How to cheaply furnish a Manhattan apartment?
December 20, 2006 7:42 AM   Subscribe

How can I cheaply furnish a Manhattan apartment?

I'm a student moving into my first apartment in New York. While this isn't my first time living there, my previous experiences have been in NYU dorms, where things like bookshelves, beds, and other furniture were provided.

Does anyone out there have suggestions as to how to cheaply get things like beds, couches, and bookshelves in Manhattan? I'm going to be in the Hell's Kitchen area, and the less I have to spend on delivery, the better.
posted by onthestereo to Home & Garden (23 answers total) 5 users marked this as a favorite
You'll already have thought of Craigs List, of course, but a word of caution -- don't get anything upholstered or with any fabric at all from CL or thrift shops. The bedbug thing is a freaky problem!
posted by thinkpiece at 7:50 AM on December 20, 2006

I got a whole lot of things off of craigslist for pretty cheap.
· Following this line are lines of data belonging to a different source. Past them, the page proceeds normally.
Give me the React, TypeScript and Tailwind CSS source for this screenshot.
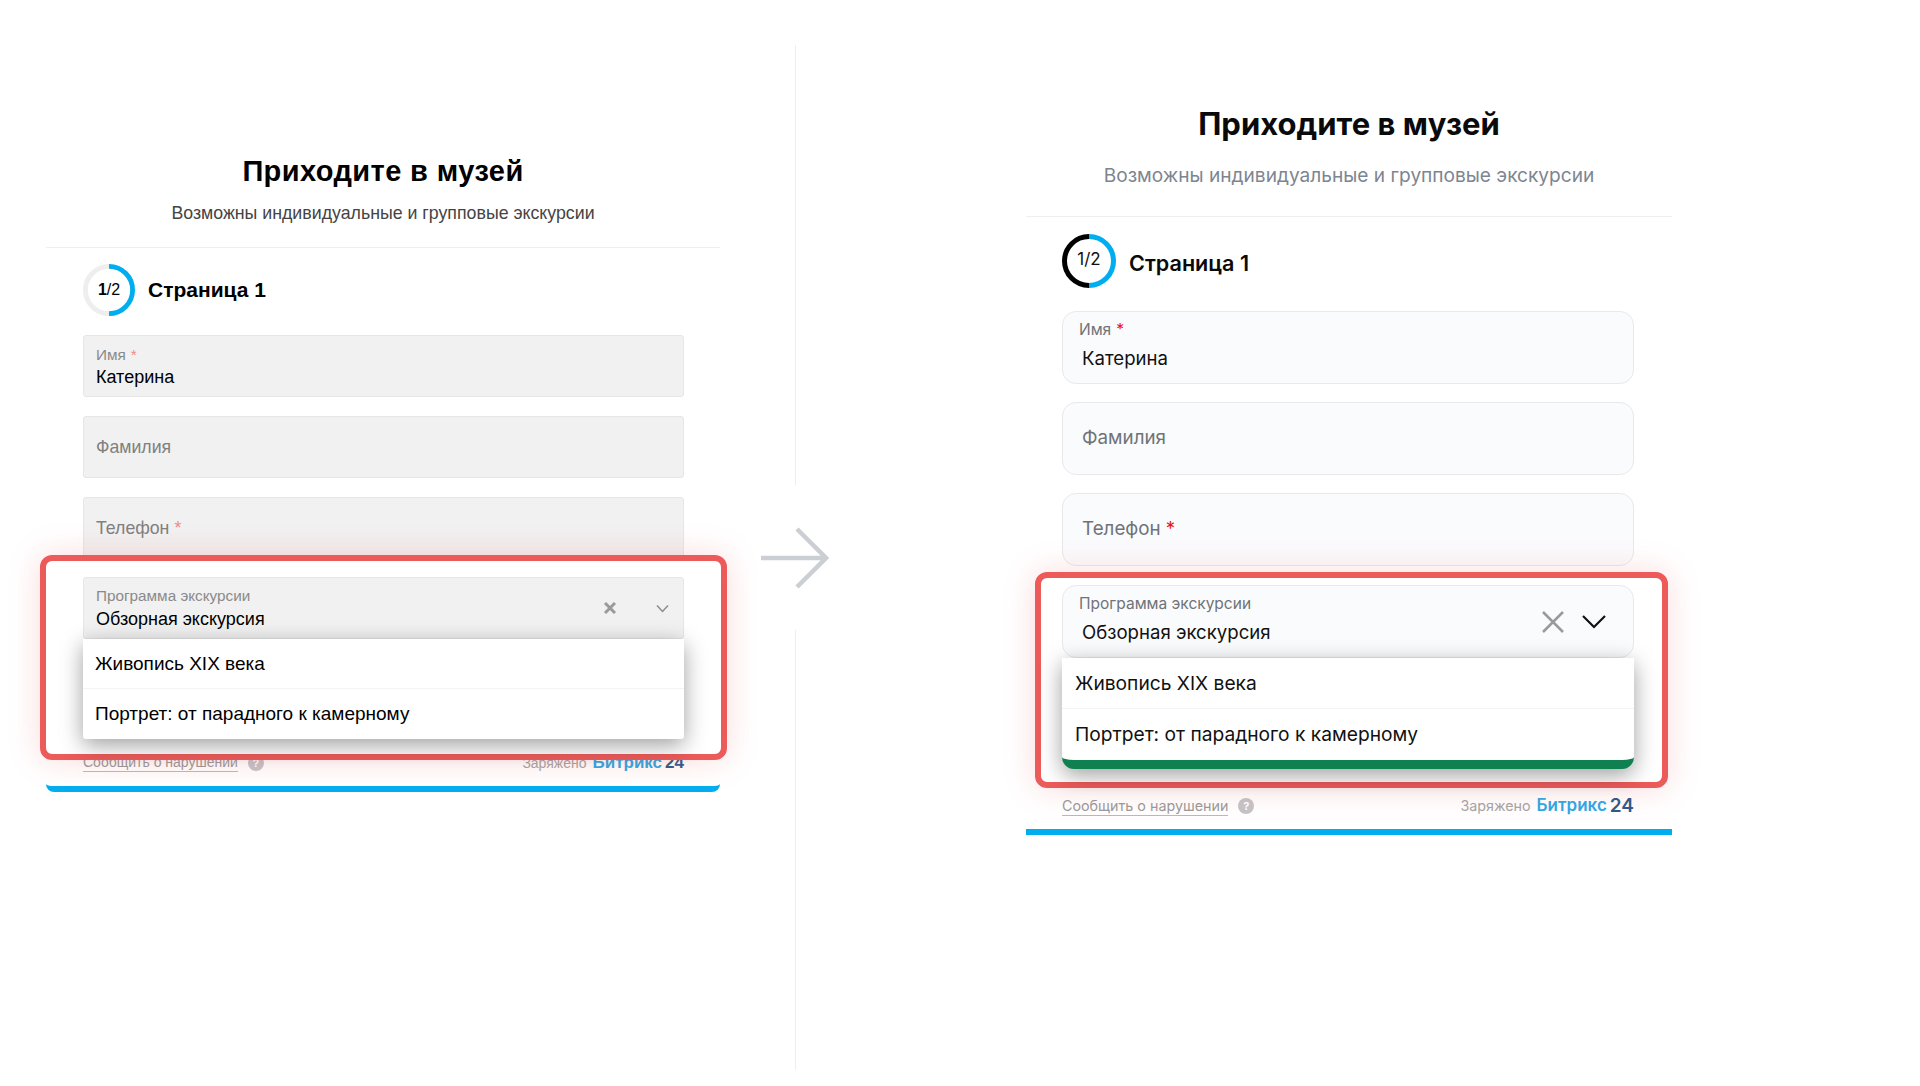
import type { ReactNode } from 'react'

const LEFT_FONT = 'font-["Liberation_Sans",Arial,sans-serif]'

function Ring({ track, size = 54 }: { track: string; size?: number }) {
  return (
    <svg width={size} height={size} viewBox="0 0 54 54" fill="none" className="shrink-0">
      <path d="M27 2.5a24.5 24.5 0 0 0 0 49" stroke={track} strokeWidth="5" />
      <path d="M27 2.5a24.5 24.5 0 0 1 0 49" stroke="#00aeef" strokeWidth="5" />
    </svg>
  )
}

function Star({ color }: { color: string }) {
  return <span className={`ml-[5px] ${color}`}>*</span>
}

function OldField({ label, value, star, className }: { label: string; value?: string; star?: boolean; className?: string }) {
  return (
    <div className={`h-[62px] rounded-[3px] border border-[#e6e6e6] bg-[#f1f1f1] pl-3 ${className ?? ''}`}>
      {value ? (
        <div className="flex h-full flex-col pt-[11px]">
          <div className="text-[15.3px] leading-[16px] text-[#8a8a8a]">
            {label}
            {star && <Star color="text-[#f08a8a]" />}
          </div>
          <div className="mt-[1px] text-[18px] leading-[26px] text-black">{value}</div>
        </div>
      ) : (
        <div className="flex h-full items-center text-[17.7px] text-[#808080]">
          <span>
            {label}
            {star && <Star color="text-[#f08a8a]" />}
          </span>
        </div>
      )}
    </div>
  )
}

function NewField({ label, value, star }: { label: string; value?: string; star?: boolean }) {
  return (
    <div className="h-[73px] rounded-[14px] border border-[#e8e9ed] bg-[#fafbfd] pl-4">
      {value ? (
        <div className="flex h-full flex-col pt-[8px]">
          <div className="text-[15.5px] leading-[20px] text-[#6f7378]">
            {label}
            {star && <Star color="text-[#f01010]" />}
          </div>
          <div className="mt-[6px] pl-[3px] text-[18.6px] leading-[24px] text-[#111]">{value}</div>
        </div>
      ) : (
        <div className="flex h-full items-center pl-[3px] text-[18.8px] text-[#6f7378]">
          <span>
            {label}
            {star && <Star color="text-[#f01010]" />}
          </span>
        </div>
      )}
    </div>
  )
}

function RedBox({ className, children }: { className: string; children: ReactNode }) {
  return (
    <div className={`relative z-10 rounded-[12px] border-[6px] border-[#ed5a5a] bg-white shadow-[0_0_32px_rgba(237,90,90,0.22)] ${className}`}>
      {children}
    </div>
  )
}

function HelpDot({ size }: { size: string }) {
  return (
    <span className={`flex items-center justify-center rounded-full bg-[#c4c4c8] font-bold text-white ${size}`}>?</span>
  )
}

function OldCard() {
  return (
    <div className={`w-[674px] ${LEFT_FONT}`}>
      <div className="rounded-b-[8px] border-b-[6px] border-[#00aeef] pb-[13px]">
        <div className="border-b border-[#efefef] pb-[22px] pt-[153px] text-center">
          <h1 className="text-[29px] font-bold leading-[36px] tracking-[0.4px] text-black">Приходите в музей</h1>
          <p className="mt-[12px] text-[17.75px] leading-[24px] text-[#444]">Возможны индивидуальные и групповые экскурсии</p>
        </div>
        <div className="pl-[37px] pr-[36px] pt-[15px]">
          <div className="flex h-[54px] items-center gap-[13px]">
            <div className="relative">
              <Ring track="#eeeeee" size={52} />
              <span className="absolute inset-0 flex items-center justify-center text-[16px] text-black">
                <b className="font-bold">1</b>/2
              </span>
            </div>
            <span className="text-[21px] font-bold text-black">Страница 1</span>
          </div>
          <div className="mt-[18px] flex flex-col gap-[19px]">
            <OldField label="Имя" value="Катерина" star />
            <OldField label="Фамилия" />
            <OldField label="Телефон" star />
          </div>
          <RedBox className="-mx-[43px] -mt-[4px] px-[37px] pb-[15px] pt-[16px]">
            <div className="flex h-[62px] items-center rounded-[3px] border border-[#e6e6e6] bg-[#f1f1f1] pl-3 pr-[14px]">
              <div className="flex-1">
                <div className="mt-[3px] text-[15.3px] leading-[16px] text-[#8a8a8a]">Программа экскурсии</div>
                <div className="mt-[2px] text-[18px] leading-[26px] text-black">Обзорная экскурсия</div>
              </div>
              <svg width="12" height="12" viewBox="0 0 12 12" className="mr-[40px]" stroke="#9a9a9a" strokeWidth="3">
                <path d="M1 1l10 10M11 1L1 11" />
              </svg>
              <svg width="13" height="9" viewBox="0 0 13 9" fill="none" stroke="#8c8c8c" strokeWidth="1.5">
                <path d="M1 1.5l5.5 6 5.5-6" />
              </svg>
            </div>
            <div className="relative rounded-b-[3px] bg-white shadow-[0_6px_22px_rgba(0,0,0,0.38)]">
              <div className="flex h-[50px] items-center border-b border-[#f4f4f4] pl-3 pt-[1px] text-[19px] text-black">Живопись XIX века</div>
              <div className="flex h-[50px] items-center pl-3 text-[19px] text-black">Портрет: от парадного к камерному</div>
            </div>
          </RedBox>
          <div className="-mt-[7px] flex h-[20px] items-center text-[14px]">
            <span className="border-b border-[#b9b9b9] leading-[17px] text-[#9a9a9a]">Сообщить о нарушении</span>
            <span className="ml-[10px]"><HelpDot size="h-[16px] w-[16px] text-[11px]" /></span>
            <span className="ml-auto text-[#a5a5a5]">Заряжено</span>
            <span className="ml-[6px] text-[17px] font-bold text-[#2fa8e6]">Битрикс</span>
            <span className="ml-[3px] text-[17px] font-bold text-[#2b5a8c]">24</span>
          </div>
        </div>
      </div>
    </div>
  )
}

function NewCard() {
  return (
    <div className="w-[646px] font-['Inter',sans-serif]">
      <div className="border-b-[6px] border-[#00aeef] pb-[13px]">
        <div className="border-b border-[#efefef] pb-[29px] pt-[106px] text-center">
          <h1 className="text-[31px] font-bold leading-[36px] text-[#0a0a0a]">Приходите в музей</h1>
          <p className="mt-[21px] text-[19.1px] leading-[24px] text-[#7d8590]">Возможны индивидуальные и групповые экскурсии</p>
        </div>
        <div className="pl-[36px] pr-[38px] pt-[17px]">
          <div className="flex items-center gap-[13px]">
            <div className="relative">
              <Ring track="#000000" />
              <span className="absolute inset-0 flex items-center justify-center pb-[3px] text-[17px] text-[#111]">1/2</span>
            </div>
            <span className="pt-[5px] text-[21.6px] font-semibold text-[#0a0a0a]">Страница 1</span>
          </div>
          <div className="mt-[23px] flex flex-col gap-[18px]">
            <NewField label="Имя" value="Катерина" star />
            <NewField label="Фамилия" />
            <NewField label="Телефон" star />
          </div>
          <RedBox className="-ml-[27px] -mr-[34px] mt-[6px] pb-[13px] pl-[21px] pr-[28px] pt-[7px]">
            <div className="flex h-[73px] items-center rounded-[14px] border border-[#e8e9ed] bg-[#fafbfd] pl-4 pr-[27px]">
              <div className="-mt-[5px] flex-1">
                <div className="text-[15.5px] leading-[20px] text-[#6f7378]">Программа экскурсии</div>
                <div className="mt-[6px] pl-[3px] text-[18.6px] leading-[24px] text-[#111]">Обзорная экскурсия</div>
              </div>
              <svg width="24" height="24" viewBox="0 0 24 24" className="mr-[17px]" stroke="#9a9a9a" strokeWidth="2.5">
                <path d="M2 2l20 20M22 2L2 22" />
              </svg>
              <svg width="24" height="15" viewBox="0 0 24 15" fill="none" stroke="#111" strokeWidth="2.2">
                <path d="M1 2l11 11L23 2" />
              </svg>
            </div>
            <div className="relative overflow-hidden rounded-b-[12px] border-b-[9px] border-[#0f8050] bg-white shadow-[0_6px_22px_rgba(0,0,0,0.38)]">
              <div className="flex h-[51px] items-center border-b border-[#f4f4f4] pl-[13px] text-[19.2px] text-[#111]">Живопись XIX века</div>
              <div className="flex h-[51px] items-center pl-[13px] text-[19.2px] text-[#111]">Портрет: от парадного к камерному</div>
            </div>
          </RedBox>
          <div className="mt-[8px] flex h-[20px] items-center text-[14.3px]">
            <span className="border-b border-[#b9b9b9] leading-[18px] text-[#9a9a9a]">Сообщить о нарушении</span>
            <span className="ml-[10px]"><HelpDot size="h-[16px] w-[16px] text-[11px]" /></span>
            <span className="ml-auto text-[#a5a5a5]">Заряжено</span>
            <span className="ml-[6px] text-[17px] font-semibold text-[#2fa8e6]">Битрикс</span>
            <span className="ml-[3px] text-[19px] font-semibold text-[#2b5a8c]">24</span>
          </div>
        </div>
      </div>
    </div>
  )
}

export default function App() {
  return (
    <div className="flex h-[1086px] w-[1920px] overflow-hidden bg-white">
      <div className="w-[795px] shrink-0 pl-[46px]">
        <OldCard />
      </div>
      {/* Divider with arrow */}
      <div className="relative flex w-px shrink-0 flex-col pb-[16px] pt-[45px]">
        <div className="h-[440px] w-px bg-[#eeeeee]" />
        <div className="flex-1" />
        <div className="h-[440px] w-px bg-[#eeeeee]" />
        <svg width="68" height="62" viewBox="0 0 68 62" fill="none" stroke="#cbced2" strokeWidth="4.5" className="absolute left-[-34px] top-[527px]">
          <path d="M0 31h64M36 2l29 29-29 29" />
        </svg>
      </div>
      <div className="flex-1 pl-[230px]">
        <NewCard />
      </div>
    </div>
  )
}
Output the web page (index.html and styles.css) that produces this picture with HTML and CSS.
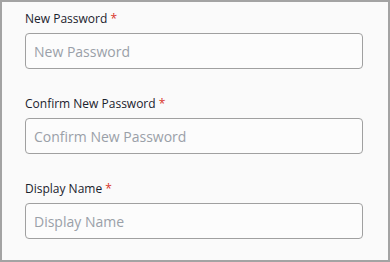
FILE: index.html
```html
<!DOCTYPE html>
<html lang="en">
<head>
    <meta charset="UTF-8">
    <meta name="viewport" content="width=device-width, initial-scale=1.0">
    <title>Account Settings</title>
    <link rel="stylesheet" href="styles.css">
</head>
<body>

    <div class="panel">
        <form id="accountForm">
            <div class="field">
                <label for="newPassword">New Password <span class="req">*</span></label>
                <input type="password" id="newPassword" name="newPassword" placeholder="New Password" required>
            </div>

            <div class="field">
                <label for="confirmPassword">Confirm New Password <span class="req">*</span></label>
                <input type="password" id="confirmPassword" name="confirmPassword" placeholder="Confirm New Password" required>
            </div>

            <div class="field">
                <label for="displayName">Display Name <span class="req">*</span></label>
                <input type="text" id="displayName" name="displayName" placeholder="Display Name" required>
            </div>
        </form>
    </div>

</body>
</html>
```

FILE: styles.css
```css
* {
    box-sizing: border-box;
}
body {
    margin: 0;
    font-family: "Open Sans", "Noto Sans", Arial, sans-serif;
}
.panel {
    width: 390px;
    height: 262px;
    padding: 8px 25px 0 23px;
    background-color: #fafafa;
    border: 2px solid #a3a3a3;
    overflow: hidden;
}
.field {
    margin-bottom: 26px;
}
label {
    display: block;
    font-size: 12px;
    font-weight: 500;
    line-height: 18px;
    color: #1a222d;
    margin-bottom: 5px;
}
.req {
    color: #d9342b;
}
input {
    display: block;
    width: 100%;
    height: 36px;
    padding: 0 8px;
    border: 1px solid #a0a0a0;
    border-radius: 4px;
    background-color: #fcfcfc;
    font-family: inherit;
    font-size: 14px;
    color: #1f2733;
}
input::placeholder {
    color: #9aa0a8;
}
```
The smaller thing I just brought on the subway (including a rolling office chair) without anyone giving me a second glance.

As for the bigger stuff I'd wait until you have a couple of things collected and then borrow someones car for a couple of hours on a Sunday. Or worse comes to worse rent a uhaul for a couple of hours and go collect all your stuff. Theres a location on West 23rd Street. It'll probably only cost you 20-30 bucks for a couple of hours.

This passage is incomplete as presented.